Marka: Canon, Nikon, Panasonic, Pentax, Sony
APS-C (Crop Sensör): Eski 24’lük film ile aynı boyuttadır. Hem hobi fotoğrafçıları, hem ticari fotoğrafçılar tarafından kullanılır ve en popüler formattır. Boyut, ağırlık ve fiyata oranla performansı yüksektir. Seçilen markaya göre objektif seçeneği çoktur.
Marka: Canon, Nikon, Pentax, Sony,
Micro Four Thirds: En küçük değiştirilebilir objektifli kamera sensörüdür. Kameraları ve objektifleri küçük olduğundan hafif gezmek isteyenler tarafından tercih edilirler. Düşük ışıktaki handikaplarını, piyasa lideri titreşim engelleme sistemleri ile giderirler.
Marka: Olympus, Panasonic, Xiaomi
Kamera sistemimizi ve sensörümüzü belirledik. Belirlediğimiz segmentte nelere dikkat edeceğimize…
Çözünürlük (Resolution):
Sensör üzerinde yer alan ışığa duyarlı hücrelerin miktarıdır. Megapiksel değeriyle belirlenir. Çözünürlük ne kadar artarsa, fotoğraf o kadar büyük basılabilir ve o kadar çok detay içerir. Ancak aynı sensör boyutunda yüksek çözünürlüğe sahip sensörler genellikle, aynı teknolojide üretilmiş düşük çözünürlüklü sensörlere göre daha çok dijital kirlenme (noise/gürültü) yaratırlar. Dosya boyutları daha büyük olduğu gibi, efektif şekilde işlemek için yüksek donanımlı bilgisayar gerektirirler.
16 Megapiksel ve üstü çözünürlükler yeni başlayanlar için oldukça yeterlidir. Teknolojinin geldiği noktada en yaygın çözünürlük 24 Megapikseldir. Eğer fotoğraf ile ilgimiz ticari değilse ve çok büyük baskılar almıyorsak, bunun üzerine çıkmak bana göre biraz lükse kaçmak olacaktır.
Netleme Sistemi ve Nokta Sayısı:
Kameraların geldiği son noktada bana göre en önemli özellik netleme sisteminin ne kadar hızlı ve başarılı olduğudur.
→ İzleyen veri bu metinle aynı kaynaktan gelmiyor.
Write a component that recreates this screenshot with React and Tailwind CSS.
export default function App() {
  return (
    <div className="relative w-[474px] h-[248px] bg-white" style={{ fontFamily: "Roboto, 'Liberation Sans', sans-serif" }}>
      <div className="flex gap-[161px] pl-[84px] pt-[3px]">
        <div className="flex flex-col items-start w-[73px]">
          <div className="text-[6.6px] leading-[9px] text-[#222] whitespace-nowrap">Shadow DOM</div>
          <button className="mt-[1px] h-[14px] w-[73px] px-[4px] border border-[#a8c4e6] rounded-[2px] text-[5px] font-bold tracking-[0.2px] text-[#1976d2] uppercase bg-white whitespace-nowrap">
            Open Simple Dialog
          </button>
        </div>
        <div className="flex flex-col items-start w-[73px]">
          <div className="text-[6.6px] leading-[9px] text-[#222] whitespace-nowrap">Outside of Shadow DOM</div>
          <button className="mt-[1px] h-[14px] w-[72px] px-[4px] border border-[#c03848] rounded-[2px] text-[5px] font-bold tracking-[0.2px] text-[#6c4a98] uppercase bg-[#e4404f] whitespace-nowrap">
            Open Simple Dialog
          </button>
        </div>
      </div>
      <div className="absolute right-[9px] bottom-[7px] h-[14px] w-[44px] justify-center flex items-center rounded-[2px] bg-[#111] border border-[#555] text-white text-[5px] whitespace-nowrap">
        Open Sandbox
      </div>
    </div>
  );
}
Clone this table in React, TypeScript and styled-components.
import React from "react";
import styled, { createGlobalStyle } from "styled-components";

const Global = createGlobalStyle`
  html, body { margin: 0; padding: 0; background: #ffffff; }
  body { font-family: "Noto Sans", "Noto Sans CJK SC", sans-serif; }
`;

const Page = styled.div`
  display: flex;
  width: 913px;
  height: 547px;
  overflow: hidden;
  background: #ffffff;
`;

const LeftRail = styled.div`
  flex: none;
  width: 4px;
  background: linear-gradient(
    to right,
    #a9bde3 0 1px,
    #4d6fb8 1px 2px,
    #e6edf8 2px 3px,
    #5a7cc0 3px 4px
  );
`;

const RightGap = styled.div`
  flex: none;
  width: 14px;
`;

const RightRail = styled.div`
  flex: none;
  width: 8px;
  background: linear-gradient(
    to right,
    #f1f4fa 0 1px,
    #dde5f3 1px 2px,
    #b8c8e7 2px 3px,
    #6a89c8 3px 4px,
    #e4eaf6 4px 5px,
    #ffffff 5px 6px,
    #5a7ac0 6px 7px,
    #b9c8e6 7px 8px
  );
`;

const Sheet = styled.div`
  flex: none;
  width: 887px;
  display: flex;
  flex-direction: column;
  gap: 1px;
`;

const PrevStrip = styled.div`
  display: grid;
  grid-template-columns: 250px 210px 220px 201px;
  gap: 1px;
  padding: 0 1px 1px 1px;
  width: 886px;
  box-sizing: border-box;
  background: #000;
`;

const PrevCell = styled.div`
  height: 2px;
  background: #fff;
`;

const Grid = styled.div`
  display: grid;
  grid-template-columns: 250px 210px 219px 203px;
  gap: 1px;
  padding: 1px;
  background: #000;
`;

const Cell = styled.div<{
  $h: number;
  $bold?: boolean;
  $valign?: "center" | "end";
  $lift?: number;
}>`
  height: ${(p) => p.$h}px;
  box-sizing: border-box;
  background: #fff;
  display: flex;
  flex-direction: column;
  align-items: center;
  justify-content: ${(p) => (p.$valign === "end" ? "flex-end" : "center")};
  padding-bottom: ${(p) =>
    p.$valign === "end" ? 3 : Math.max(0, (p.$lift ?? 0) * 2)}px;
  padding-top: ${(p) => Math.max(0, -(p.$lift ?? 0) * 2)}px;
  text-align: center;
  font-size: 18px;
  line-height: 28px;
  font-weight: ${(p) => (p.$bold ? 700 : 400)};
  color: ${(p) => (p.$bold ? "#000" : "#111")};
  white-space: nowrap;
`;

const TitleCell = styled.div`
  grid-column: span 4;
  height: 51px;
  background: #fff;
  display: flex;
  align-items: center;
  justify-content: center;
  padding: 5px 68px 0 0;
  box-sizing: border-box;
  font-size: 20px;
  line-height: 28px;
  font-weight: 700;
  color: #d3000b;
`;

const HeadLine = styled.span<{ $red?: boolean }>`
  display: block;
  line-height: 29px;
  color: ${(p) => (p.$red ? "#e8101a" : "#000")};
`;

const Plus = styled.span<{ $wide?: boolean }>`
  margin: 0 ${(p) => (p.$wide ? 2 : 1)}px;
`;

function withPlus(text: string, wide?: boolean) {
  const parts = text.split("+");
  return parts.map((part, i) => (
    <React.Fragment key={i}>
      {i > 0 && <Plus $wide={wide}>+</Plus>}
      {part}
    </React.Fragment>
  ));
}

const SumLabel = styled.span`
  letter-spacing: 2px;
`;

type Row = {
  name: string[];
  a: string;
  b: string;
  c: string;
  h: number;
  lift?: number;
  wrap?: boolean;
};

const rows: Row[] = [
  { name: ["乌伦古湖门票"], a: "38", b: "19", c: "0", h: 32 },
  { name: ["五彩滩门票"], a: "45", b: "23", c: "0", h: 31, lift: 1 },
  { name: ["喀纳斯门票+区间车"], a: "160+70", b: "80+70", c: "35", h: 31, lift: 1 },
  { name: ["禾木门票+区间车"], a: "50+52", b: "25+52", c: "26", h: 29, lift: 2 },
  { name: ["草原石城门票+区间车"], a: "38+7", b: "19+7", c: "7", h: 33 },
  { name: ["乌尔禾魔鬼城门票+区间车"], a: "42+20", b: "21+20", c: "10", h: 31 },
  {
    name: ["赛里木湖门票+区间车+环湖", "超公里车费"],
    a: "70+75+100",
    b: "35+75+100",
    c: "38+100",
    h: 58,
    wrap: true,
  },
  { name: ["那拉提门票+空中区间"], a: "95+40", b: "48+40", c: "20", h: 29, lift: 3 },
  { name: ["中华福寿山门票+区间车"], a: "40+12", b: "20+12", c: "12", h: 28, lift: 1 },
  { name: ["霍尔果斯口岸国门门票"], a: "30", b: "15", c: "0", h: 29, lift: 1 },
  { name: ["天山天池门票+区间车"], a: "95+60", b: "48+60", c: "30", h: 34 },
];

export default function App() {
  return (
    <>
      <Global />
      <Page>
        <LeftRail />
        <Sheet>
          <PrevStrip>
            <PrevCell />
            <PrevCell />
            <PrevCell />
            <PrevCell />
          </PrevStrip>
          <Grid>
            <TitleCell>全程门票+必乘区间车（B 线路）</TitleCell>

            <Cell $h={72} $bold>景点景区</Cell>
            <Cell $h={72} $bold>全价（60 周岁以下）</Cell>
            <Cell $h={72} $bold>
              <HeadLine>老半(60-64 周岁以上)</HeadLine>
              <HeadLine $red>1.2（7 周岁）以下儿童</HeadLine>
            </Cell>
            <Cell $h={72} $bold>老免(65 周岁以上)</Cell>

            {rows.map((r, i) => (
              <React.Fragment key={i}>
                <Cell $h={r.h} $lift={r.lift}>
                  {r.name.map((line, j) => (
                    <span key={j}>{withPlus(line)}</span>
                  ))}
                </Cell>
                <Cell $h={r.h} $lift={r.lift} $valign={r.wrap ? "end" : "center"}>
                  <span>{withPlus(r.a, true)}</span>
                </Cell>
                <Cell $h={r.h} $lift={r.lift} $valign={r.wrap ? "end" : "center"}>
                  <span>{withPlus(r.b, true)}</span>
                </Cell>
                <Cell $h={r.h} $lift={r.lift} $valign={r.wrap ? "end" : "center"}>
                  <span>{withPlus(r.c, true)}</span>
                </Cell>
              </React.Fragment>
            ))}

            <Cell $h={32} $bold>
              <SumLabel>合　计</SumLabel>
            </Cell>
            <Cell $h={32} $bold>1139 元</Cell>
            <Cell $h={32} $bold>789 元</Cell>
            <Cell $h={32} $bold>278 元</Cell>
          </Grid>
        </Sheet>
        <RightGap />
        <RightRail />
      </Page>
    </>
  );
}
Çünkü aynı seviyedeki kameralar arasındaki fotoğraf kalitesi fark edilmeyecek kadar az hale gelmiş durumda.
Eğer bir DSLR kamera satın alıyorsanız, önemli olan kaç netleme noktası olduğudur. Tüm DSLR kameralar aynı netleme sistemini kullanır. Matematik basittir, ne kadar çok nokta, o kadar iyi netleme.
Tercihinizi aynasız kameradan yana kullanacaksanız; kameranızın Phase Detect AF (Faz Algılamalı AF) veya Hybrit AF netlemeye sahip olduğuna emin olun. Ayrıca Eye AF (Göz Netleme) ve Animal Eye AF (Hayvan Gözü Netleme) gibi özelliklerin olması da bir artı sağlayacaktır.
Seri Çekim Hızı:
Kameranın deklanşörüne basıldığında, seri çekimde 1 saniyede kaç kare çekeceğiniz belirleyen özelliktir. Özellikle aksiyon, spor ve vahşi doğa çekecekler için önem arz eder. Değer ne kadar yüksek olursa, hareket o kadar kolay yakalanır.
Kamera tipinden bağımsız olarak 5 kare ve üzeri, yeni başlayan bir kullanıcı için yeterlidir. Ancak yukarıda yer alan türlerden birini icra edecekseniz, ne kadar çok kare, o kadar iyi. Ayrıca kameranın önbelleğinde kaç fotoğraf tutabildiği de seri çekim çalışanlar için önemli bir faktördür.
Sensör Hassasiyeti (ISO Aralığı):
Kameranın düşük ışık kabiliyetini belirler. Genellikle son iki stop ISO değeri kullanılmayacak kadar kirli görüntüler verir. Örneğin bir kameranın ISO aralığı 100-12.800 ise; 100-3.200 arasında kullanılabilir fotoğraflar elde edilebileceği anlamına gelir. Bu da oldukça yeterlidir. Ancak sahne, konser fotoğrafçılığı gibi türlerde sıklıkla düşük ışıkta elde çekimler yapacaksanız, o zaman yüksek ISO’lara çıkabilen bir gövde tercih etmelisiniz.